Gather from the material every line that contains the string "page".

TASK INPUTS
==============================
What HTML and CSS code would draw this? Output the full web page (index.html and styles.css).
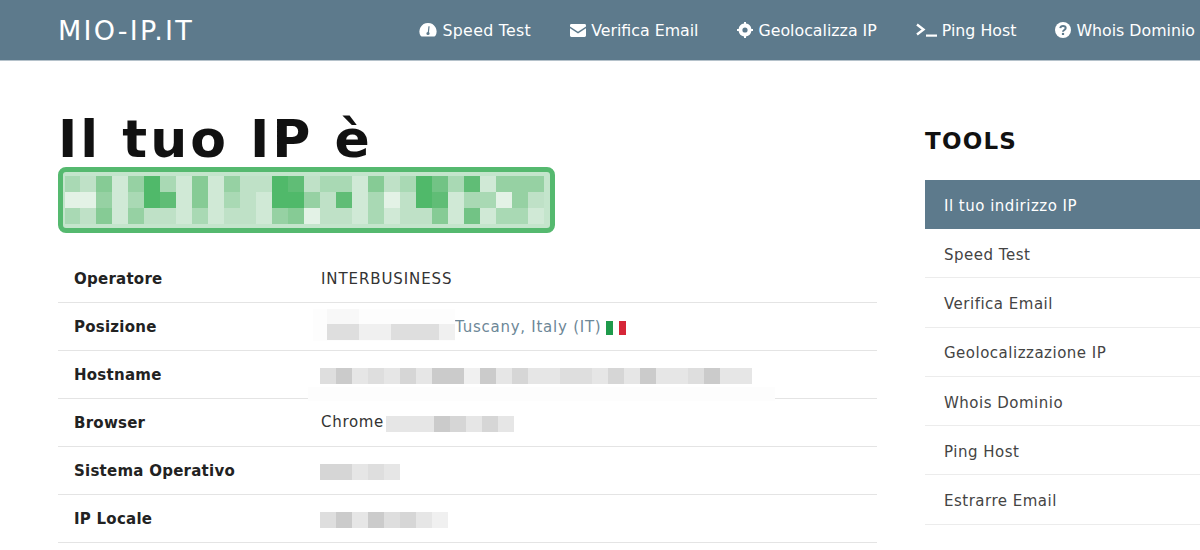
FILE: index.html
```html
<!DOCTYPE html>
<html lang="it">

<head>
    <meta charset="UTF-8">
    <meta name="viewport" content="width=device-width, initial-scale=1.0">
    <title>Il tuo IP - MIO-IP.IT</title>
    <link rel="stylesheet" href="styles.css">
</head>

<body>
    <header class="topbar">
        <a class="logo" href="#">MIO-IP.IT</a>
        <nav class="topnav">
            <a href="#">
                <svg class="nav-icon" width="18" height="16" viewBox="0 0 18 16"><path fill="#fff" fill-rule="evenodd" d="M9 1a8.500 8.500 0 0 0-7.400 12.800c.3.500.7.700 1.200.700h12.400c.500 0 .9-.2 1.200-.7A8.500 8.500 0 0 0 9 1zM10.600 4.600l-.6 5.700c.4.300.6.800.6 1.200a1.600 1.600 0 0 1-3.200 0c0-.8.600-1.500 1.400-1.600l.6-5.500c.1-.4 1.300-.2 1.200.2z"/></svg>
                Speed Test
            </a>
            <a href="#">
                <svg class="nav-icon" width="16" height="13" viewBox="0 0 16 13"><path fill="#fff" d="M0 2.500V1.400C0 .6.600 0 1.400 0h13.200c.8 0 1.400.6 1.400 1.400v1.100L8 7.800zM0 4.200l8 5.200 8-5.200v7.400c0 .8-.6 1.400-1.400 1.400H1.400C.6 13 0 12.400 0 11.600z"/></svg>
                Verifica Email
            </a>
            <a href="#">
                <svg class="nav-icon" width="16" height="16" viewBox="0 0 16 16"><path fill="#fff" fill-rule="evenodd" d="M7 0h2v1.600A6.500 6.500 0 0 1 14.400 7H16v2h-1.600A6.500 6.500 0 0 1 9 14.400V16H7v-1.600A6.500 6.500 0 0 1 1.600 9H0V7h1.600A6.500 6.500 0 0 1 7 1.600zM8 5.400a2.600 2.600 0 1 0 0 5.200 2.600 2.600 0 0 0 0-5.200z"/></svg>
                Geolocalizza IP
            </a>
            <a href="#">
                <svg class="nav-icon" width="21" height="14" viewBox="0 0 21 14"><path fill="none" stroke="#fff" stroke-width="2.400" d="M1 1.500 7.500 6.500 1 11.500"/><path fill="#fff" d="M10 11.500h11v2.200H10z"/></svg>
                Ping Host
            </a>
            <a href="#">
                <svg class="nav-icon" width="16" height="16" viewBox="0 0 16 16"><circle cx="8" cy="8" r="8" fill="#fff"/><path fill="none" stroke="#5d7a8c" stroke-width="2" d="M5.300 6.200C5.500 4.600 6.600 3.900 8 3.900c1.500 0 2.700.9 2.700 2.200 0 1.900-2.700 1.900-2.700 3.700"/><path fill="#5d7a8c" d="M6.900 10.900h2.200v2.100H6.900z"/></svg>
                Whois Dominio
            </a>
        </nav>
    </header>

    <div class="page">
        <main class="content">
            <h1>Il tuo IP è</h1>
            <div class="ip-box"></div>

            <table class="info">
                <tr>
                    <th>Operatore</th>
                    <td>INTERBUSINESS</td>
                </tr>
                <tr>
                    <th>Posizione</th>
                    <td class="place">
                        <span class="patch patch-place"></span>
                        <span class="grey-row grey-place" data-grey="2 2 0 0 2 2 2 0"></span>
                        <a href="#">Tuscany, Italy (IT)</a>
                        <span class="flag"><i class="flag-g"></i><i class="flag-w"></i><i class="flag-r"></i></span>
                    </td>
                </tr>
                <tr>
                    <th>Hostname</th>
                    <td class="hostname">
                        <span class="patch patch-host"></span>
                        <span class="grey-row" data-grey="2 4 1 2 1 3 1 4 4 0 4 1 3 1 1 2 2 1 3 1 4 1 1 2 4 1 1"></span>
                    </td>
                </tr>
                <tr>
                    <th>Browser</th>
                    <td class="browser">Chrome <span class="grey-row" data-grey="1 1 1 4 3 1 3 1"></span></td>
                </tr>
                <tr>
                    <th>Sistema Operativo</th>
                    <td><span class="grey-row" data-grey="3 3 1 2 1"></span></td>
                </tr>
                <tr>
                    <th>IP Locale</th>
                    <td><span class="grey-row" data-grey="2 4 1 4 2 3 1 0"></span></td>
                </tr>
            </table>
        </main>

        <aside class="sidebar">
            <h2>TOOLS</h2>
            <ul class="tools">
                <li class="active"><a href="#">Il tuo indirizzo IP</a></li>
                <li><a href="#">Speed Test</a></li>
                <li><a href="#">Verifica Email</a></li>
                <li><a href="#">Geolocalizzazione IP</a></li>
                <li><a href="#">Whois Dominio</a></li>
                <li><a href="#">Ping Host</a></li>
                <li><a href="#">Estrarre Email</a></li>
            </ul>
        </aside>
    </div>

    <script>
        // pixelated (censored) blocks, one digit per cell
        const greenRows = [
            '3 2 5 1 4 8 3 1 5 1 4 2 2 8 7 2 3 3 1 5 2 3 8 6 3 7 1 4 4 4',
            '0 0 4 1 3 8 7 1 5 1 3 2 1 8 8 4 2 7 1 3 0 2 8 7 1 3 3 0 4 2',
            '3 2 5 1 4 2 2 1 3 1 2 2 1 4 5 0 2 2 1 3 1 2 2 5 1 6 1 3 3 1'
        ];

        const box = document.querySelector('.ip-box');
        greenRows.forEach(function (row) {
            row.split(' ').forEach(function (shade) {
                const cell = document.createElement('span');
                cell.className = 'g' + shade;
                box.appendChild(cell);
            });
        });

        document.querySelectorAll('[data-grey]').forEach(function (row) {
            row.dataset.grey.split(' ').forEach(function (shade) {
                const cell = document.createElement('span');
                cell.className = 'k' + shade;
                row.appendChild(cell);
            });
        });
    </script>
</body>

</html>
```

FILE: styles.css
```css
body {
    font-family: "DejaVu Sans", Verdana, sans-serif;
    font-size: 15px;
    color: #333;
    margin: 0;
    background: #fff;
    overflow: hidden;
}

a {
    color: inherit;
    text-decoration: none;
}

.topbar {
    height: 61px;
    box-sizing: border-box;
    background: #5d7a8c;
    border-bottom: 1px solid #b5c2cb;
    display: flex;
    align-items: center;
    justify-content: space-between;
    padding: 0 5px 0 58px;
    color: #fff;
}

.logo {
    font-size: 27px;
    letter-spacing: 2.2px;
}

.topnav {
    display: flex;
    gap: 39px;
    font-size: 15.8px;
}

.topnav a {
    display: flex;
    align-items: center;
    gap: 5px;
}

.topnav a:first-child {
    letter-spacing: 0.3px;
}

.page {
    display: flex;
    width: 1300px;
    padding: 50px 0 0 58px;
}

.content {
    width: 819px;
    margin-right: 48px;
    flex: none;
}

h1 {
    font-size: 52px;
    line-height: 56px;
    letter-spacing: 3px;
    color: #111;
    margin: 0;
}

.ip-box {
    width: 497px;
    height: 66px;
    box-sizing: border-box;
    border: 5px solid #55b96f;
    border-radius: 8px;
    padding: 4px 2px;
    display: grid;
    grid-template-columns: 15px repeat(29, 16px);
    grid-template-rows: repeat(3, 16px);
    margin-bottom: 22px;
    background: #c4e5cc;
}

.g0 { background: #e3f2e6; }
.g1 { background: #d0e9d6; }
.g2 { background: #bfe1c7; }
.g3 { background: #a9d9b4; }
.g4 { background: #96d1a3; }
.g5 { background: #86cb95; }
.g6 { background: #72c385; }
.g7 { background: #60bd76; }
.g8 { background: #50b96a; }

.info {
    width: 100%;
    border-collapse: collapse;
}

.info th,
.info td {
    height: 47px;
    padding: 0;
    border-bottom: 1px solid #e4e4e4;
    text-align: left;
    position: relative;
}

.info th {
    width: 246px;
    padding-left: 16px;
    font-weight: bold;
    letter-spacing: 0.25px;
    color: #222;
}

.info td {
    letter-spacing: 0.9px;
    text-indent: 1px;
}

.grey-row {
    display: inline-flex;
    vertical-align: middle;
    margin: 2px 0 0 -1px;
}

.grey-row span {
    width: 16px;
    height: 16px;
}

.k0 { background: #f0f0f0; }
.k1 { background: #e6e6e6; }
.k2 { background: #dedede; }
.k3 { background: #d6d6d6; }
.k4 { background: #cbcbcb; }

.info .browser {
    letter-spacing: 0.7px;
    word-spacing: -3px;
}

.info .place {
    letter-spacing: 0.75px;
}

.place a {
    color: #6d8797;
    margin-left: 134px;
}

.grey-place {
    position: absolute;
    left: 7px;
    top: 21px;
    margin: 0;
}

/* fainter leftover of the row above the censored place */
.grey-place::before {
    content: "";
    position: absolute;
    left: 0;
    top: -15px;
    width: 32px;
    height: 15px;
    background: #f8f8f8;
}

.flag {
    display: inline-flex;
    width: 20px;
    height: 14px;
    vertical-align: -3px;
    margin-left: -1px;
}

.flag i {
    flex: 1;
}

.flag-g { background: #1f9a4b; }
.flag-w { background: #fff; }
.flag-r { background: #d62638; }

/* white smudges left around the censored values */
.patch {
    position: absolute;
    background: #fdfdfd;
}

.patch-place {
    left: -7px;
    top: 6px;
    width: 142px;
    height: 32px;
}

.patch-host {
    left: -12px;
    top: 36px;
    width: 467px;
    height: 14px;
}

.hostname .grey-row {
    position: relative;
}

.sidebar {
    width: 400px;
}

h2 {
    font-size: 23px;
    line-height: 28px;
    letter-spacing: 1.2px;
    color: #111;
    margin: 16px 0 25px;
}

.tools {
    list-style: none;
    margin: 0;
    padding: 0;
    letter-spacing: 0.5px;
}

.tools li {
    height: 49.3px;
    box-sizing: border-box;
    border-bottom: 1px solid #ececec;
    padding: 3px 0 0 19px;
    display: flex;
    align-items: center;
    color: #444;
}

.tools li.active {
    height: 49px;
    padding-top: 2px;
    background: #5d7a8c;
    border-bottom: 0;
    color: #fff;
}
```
==============================
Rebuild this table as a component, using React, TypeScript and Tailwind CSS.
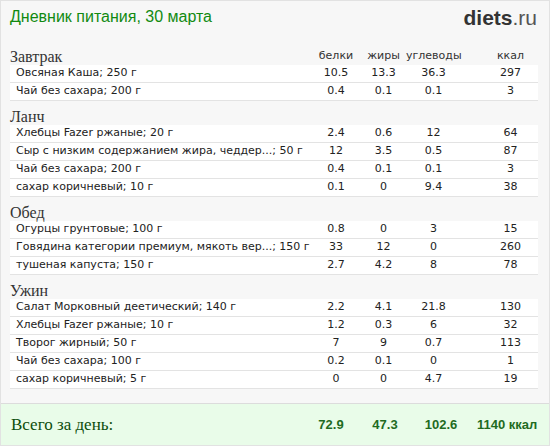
==============================
FULL RESPONSE
What HTML and CSS code would draw this? Output the full web page (index.html and styles.css).
    <div class="page">
.page {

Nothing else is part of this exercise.